We also installed the heater elements numbered 1-8 starting from the left in image 3. These elements have numbers as resistance data was taken before as to identify the heaters after they are in the chamber. After installing the DB 25 connectors we tested that the pins were in the right orientation by using a volt meter and testing the resistance where the cable runs into the the actual power supply. It seems that all the pins were properly installed and the resistance values all match with each one gaining about 2 Ohms from the cable itself.
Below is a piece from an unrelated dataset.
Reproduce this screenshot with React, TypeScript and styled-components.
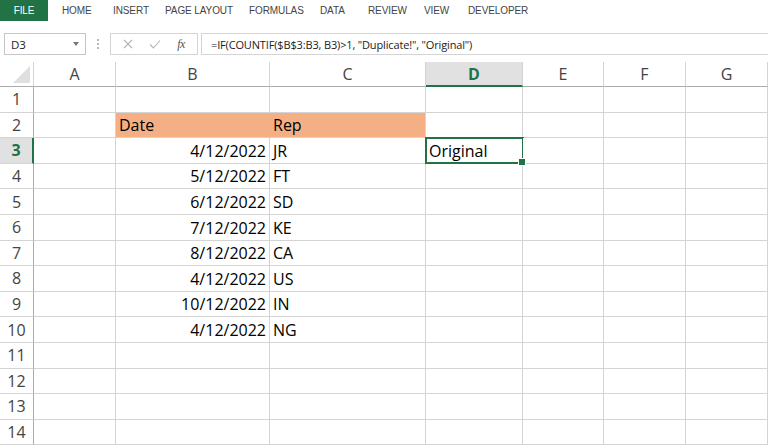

Then the pump down was started. The pump was very slow and we suspected a leak but after changing the o-ring pump down was not any faster and we decided to leave it over break as it seemed to just be water outgassing from the aluminum. The chamber is now able to be RGA scanned and leak tested before the next bake as it is low enough pressure.

The custom front and rear panels for the RTD readout chassis arrived last Friday. I installed them in the chassis frame to check their fit. They fit very well, so all that now remains is to complete the internal wiring and test the connections.

The chassis panel designs are archived to LIGO-D2300452 and LIGO-D2300453.

Update: I have completed permanent routing of the electrical cables. I also ran the ultrasonic washer's drain line to the sink drain (the current hose does reach). The new clean and bake lab is now fully operational.

[Jon, Tyler, Aiden, Luke]

On Friday we completed assembly of the new stainless steel-topped benches in 1129. We then moved the clean and bake equipment from 1119 to its new larger space in 1129. This included the HEPA flow bench, ultrasonic washer, deionized water drum, nitrogen tanks, and forced-convection oven. The oven was re-anchored to the wall with earthquake restraints in its new location.

The power cords still need to be permanently routed, but the new clean and bake lab is otherwise ready for use.